Objective:
Determine the number of lines that have the string "styles" in them, and give only that number.

::::::::

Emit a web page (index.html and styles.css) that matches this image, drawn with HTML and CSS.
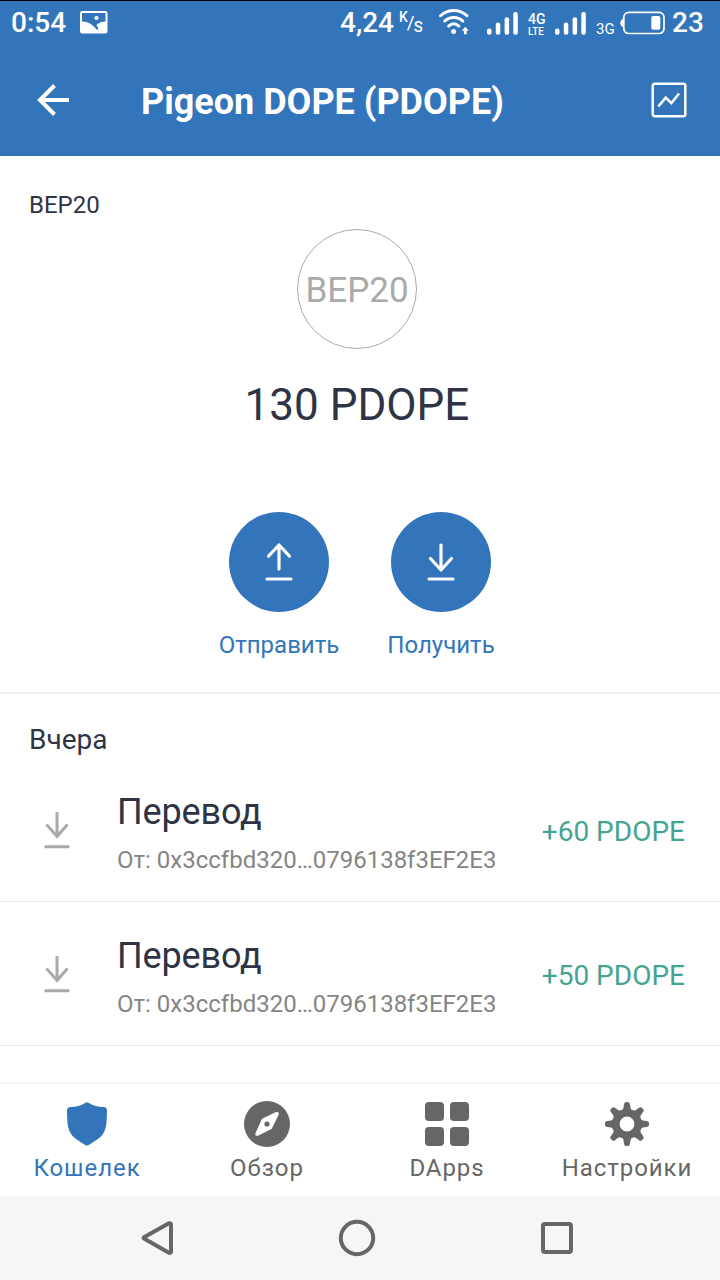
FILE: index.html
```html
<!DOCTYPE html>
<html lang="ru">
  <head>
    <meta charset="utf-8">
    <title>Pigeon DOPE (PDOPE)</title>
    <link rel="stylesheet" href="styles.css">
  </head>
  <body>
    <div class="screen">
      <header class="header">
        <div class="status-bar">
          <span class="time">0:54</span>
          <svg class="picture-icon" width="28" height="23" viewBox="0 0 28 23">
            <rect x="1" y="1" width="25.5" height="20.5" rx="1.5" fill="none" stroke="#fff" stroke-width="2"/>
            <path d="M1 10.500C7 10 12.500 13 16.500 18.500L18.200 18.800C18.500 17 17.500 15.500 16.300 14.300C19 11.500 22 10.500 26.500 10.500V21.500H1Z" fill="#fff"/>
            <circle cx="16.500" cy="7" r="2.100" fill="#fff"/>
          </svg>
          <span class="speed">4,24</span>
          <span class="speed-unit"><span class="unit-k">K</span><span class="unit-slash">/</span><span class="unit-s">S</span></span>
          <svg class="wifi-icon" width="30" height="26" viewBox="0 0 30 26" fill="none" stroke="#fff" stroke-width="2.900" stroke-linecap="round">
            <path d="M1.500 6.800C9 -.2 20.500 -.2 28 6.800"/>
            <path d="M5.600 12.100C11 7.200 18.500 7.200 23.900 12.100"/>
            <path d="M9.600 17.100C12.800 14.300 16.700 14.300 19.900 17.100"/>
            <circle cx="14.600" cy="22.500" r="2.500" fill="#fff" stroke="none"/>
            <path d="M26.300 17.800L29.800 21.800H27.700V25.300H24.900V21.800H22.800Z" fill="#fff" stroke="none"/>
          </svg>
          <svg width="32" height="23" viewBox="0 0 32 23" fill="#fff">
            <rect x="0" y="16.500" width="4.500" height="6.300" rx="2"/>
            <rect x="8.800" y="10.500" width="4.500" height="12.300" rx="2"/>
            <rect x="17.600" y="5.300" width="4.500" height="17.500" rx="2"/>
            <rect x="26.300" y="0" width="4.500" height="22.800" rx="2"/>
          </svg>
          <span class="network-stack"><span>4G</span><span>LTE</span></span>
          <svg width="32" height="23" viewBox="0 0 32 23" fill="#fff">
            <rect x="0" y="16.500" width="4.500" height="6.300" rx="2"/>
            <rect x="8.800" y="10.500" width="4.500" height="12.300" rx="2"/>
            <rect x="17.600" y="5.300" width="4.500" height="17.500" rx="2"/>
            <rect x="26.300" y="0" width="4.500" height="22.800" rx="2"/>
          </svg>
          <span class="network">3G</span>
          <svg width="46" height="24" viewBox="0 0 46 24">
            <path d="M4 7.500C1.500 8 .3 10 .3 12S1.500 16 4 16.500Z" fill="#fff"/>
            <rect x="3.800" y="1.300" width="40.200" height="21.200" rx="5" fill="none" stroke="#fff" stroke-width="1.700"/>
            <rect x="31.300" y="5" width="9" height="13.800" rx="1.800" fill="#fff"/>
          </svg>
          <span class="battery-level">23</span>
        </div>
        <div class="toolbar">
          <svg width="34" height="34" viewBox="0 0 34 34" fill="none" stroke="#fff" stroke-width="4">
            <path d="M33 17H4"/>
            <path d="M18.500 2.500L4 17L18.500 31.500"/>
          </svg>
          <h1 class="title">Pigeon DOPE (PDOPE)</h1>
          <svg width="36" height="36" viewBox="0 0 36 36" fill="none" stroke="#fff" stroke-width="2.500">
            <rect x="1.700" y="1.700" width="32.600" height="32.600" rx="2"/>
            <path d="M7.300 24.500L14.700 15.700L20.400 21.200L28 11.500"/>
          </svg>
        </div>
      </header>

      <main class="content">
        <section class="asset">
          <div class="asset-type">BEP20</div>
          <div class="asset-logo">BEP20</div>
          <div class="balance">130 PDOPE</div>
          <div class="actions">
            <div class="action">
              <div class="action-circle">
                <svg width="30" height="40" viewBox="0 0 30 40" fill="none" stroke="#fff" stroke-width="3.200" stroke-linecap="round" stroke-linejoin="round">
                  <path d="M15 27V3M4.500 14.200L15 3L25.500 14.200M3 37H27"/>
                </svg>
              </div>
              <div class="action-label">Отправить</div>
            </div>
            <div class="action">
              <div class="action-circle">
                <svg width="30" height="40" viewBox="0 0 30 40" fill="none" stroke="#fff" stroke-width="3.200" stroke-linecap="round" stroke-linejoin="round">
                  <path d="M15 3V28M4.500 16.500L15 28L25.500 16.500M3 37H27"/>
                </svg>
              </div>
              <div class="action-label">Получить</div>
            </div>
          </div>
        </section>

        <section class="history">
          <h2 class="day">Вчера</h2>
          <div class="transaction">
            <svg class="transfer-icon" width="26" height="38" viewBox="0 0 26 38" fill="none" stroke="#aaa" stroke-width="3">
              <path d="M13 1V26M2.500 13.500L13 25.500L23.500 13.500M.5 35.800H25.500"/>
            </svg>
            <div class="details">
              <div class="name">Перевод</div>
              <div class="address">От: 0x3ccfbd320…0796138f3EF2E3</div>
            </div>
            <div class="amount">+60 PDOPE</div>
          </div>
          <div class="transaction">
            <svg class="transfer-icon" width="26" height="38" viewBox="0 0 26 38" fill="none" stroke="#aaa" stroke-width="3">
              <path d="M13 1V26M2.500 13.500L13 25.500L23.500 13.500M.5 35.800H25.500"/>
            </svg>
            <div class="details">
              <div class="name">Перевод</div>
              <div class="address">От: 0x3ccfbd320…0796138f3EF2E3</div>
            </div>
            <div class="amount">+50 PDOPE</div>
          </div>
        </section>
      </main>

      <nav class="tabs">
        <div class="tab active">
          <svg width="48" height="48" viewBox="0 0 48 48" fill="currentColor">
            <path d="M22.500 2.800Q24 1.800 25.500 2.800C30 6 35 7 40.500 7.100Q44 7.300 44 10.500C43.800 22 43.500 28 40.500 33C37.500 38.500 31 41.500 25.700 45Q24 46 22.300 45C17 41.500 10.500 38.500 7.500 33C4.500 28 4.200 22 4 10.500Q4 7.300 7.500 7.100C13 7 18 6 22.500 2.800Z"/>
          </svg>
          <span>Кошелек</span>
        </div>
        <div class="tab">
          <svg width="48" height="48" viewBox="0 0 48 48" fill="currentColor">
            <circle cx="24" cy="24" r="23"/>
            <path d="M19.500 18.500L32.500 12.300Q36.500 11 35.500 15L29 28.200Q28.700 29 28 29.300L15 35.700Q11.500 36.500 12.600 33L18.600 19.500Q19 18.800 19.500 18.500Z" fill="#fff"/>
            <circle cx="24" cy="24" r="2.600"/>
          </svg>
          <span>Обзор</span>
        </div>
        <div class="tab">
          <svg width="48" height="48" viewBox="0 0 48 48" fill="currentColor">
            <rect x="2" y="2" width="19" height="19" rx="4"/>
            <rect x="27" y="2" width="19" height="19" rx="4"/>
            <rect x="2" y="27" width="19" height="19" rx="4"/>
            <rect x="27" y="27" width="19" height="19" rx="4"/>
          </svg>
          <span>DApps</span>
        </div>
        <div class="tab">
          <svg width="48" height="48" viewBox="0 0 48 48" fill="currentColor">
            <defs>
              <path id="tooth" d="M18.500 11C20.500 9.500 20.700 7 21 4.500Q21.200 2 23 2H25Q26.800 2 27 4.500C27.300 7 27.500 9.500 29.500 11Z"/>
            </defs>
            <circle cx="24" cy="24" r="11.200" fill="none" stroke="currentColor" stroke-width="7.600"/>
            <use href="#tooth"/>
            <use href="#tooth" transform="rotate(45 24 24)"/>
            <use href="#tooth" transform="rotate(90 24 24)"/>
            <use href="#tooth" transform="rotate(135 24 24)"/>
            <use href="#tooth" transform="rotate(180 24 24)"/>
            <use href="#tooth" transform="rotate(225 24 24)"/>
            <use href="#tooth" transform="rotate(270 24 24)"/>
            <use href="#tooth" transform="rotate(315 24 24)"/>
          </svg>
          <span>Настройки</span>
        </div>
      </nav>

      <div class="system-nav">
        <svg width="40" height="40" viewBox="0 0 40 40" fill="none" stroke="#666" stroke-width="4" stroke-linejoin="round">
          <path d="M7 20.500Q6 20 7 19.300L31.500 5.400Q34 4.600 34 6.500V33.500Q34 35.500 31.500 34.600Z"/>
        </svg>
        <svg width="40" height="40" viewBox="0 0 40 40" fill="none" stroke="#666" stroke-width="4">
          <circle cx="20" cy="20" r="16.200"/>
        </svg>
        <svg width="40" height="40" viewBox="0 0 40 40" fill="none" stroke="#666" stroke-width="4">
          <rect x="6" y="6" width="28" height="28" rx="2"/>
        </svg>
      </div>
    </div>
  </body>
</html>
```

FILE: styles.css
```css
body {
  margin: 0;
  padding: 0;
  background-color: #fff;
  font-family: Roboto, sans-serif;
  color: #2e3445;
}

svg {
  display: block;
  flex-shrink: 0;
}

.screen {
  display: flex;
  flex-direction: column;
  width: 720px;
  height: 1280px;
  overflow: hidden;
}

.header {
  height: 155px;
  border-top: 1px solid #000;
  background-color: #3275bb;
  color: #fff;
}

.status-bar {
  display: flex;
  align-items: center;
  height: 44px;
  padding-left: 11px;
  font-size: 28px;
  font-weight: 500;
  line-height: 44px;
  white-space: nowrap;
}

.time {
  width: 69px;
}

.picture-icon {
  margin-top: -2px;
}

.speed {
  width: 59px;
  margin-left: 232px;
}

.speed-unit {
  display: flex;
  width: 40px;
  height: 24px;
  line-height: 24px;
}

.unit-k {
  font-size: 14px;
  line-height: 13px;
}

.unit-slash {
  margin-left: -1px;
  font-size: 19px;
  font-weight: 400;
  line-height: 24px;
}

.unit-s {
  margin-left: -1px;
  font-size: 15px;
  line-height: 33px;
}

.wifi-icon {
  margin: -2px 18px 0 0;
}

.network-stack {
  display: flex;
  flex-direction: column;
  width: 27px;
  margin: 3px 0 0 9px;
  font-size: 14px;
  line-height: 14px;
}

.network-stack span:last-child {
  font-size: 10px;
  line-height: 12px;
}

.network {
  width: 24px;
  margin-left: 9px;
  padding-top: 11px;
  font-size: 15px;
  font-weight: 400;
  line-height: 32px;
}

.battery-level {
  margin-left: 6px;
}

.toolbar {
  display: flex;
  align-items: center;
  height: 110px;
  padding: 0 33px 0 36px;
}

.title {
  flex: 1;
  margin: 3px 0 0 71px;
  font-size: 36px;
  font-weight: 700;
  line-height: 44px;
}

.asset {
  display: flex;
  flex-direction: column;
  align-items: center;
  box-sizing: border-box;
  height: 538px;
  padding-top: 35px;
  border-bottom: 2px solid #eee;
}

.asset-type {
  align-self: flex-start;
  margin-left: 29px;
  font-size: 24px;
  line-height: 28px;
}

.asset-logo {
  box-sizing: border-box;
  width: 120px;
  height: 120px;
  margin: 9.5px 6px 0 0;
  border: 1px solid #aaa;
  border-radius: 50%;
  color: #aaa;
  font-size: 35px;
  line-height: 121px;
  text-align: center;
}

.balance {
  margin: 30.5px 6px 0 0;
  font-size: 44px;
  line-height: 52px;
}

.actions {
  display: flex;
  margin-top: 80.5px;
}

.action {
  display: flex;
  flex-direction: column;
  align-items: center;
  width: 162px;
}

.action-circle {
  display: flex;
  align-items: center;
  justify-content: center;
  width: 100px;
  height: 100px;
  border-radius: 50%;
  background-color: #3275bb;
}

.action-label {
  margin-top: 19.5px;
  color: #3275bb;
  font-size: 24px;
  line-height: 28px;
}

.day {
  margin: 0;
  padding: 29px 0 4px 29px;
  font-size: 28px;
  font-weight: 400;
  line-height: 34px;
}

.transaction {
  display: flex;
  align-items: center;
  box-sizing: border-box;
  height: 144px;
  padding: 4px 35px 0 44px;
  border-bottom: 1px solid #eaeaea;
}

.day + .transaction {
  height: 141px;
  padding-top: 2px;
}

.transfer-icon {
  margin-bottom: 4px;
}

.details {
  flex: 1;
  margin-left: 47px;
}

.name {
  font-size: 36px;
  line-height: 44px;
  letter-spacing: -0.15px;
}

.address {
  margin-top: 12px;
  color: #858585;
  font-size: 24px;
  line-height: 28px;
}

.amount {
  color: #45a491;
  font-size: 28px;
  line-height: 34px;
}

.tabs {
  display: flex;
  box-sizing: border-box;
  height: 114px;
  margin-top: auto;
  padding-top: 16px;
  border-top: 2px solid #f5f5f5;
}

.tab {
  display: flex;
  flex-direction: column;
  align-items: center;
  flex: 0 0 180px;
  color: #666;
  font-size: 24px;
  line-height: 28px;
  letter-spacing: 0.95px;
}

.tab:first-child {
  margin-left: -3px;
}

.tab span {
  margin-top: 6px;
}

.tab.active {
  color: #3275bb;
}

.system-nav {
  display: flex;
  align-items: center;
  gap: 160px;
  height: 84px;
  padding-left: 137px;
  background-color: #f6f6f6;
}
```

::::::::

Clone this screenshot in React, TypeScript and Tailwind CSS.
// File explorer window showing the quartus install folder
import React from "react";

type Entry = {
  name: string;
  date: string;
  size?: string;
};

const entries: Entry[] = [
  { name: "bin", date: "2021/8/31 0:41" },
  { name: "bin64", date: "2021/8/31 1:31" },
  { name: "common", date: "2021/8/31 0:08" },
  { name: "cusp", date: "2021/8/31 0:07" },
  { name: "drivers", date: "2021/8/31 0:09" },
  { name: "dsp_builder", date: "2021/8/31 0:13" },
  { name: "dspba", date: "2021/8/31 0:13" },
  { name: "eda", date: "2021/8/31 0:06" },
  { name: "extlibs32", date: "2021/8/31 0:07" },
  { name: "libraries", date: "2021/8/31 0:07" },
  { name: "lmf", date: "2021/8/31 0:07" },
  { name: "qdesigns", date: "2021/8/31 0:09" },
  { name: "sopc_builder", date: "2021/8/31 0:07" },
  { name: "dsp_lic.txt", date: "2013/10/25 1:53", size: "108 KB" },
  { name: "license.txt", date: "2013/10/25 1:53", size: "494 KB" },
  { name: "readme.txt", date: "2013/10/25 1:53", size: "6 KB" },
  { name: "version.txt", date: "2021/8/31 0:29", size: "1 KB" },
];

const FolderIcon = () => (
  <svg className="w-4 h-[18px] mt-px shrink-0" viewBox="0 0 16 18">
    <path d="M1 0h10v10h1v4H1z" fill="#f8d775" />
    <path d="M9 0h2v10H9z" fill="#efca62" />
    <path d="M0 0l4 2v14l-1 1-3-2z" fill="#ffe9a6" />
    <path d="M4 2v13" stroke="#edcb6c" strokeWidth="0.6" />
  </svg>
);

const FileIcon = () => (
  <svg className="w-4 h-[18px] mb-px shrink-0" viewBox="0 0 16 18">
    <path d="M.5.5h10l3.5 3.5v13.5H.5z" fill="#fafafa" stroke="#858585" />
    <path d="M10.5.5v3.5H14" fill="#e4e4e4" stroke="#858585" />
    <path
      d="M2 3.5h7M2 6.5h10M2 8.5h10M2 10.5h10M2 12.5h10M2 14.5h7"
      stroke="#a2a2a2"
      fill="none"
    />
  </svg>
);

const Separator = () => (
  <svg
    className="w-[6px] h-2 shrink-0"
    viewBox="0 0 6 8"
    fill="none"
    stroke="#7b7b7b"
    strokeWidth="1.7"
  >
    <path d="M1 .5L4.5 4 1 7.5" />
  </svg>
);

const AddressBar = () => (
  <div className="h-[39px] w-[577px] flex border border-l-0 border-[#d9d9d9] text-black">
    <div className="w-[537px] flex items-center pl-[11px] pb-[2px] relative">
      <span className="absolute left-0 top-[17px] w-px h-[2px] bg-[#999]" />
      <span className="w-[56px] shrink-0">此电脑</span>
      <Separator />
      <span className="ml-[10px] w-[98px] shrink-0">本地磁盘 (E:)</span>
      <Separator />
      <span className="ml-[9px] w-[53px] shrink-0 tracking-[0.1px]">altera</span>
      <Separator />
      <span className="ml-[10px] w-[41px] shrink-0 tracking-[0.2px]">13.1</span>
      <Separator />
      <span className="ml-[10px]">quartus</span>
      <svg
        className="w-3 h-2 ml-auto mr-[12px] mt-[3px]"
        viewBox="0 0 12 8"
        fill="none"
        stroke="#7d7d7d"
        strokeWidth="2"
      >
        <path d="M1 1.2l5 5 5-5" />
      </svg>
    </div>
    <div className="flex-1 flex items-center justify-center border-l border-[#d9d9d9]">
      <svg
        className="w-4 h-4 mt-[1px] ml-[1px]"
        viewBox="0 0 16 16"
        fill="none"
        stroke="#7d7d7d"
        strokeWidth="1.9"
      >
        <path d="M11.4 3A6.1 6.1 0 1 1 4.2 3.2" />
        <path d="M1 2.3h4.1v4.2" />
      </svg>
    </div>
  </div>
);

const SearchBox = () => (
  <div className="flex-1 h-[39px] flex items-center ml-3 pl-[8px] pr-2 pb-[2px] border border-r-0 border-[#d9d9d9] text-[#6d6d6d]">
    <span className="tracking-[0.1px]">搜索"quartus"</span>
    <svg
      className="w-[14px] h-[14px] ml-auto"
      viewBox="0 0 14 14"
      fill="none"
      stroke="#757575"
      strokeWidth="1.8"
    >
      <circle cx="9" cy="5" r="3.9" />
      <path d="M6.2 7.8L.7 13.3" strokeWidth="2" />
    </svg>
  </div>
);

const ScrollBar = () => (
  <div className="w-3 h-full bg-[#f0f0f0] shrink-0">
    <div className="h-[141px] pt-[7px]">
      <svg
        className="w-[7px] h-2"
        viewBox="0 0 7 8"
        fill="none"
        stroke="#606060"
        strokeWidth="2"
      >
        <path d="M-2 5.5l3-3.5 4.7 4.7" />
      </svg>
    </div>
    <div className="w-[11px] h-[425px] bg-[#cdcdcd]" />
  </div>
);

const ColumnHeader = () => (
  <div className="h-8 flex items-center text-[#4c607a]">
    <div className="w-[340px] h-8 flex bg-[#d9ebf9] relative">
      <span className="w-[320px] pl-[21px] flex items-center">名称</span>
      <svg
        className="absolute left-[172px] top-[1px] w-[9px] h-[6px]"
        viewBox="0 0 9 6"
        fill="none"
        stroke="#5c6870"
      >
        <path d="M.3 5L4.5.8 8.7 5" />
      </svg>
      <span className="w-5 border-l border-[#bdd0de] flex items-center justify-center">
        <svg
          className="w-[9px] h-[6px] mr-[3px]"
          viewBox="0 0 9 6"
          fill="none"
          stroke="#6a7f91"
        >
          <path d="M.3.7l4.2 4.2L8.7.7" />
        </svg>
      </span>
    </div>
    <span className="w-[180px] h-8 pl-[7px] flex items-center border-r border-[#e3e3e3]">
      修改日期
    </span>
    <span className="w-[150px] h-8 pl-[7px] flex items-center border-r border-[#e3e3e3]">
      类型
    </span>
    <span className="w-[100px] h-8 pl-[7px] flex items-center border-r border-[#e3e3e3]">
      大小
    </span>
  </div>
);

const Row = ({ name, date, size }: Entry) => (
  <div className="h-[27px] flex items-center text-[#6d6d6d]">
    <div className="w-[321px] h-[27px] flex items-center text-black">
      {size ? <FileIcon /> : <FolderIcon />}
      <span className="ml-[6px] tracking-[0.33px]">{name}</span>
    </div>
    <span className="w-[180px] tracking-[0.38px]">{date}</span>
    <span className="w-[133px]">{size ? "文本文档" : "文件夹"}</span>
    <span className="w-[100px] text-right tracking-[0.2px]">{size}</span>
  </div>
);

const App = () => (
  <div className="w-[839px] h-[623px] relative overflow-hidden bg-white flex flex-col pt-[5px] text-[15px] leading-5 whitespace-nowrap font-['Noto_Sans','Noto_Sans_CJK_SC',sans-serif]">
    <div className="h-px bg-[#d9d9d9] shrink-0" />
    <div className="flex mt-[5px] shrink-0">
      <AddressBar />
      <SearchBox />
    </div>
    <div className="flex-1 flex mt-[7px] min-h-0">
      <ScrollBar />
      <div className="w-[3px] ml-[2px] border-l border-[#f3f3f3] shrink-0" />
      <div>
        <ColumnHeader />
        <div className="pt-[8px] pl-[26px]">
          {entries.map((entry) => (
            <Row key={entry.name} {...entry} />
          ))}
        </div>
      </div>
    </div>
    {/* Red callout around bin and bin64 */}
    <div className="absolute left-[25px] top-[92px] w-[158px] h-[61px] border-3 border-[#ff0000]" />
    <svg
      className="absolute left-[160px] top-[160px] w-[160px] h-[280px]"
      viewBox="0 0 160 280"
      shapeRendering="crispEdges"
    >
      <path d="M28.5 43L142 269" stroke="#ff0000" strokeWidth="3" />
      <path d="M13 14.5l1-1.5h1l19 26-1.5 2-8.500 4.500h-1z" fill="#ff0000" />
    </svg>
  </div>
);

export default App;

::::::::

Final result:
3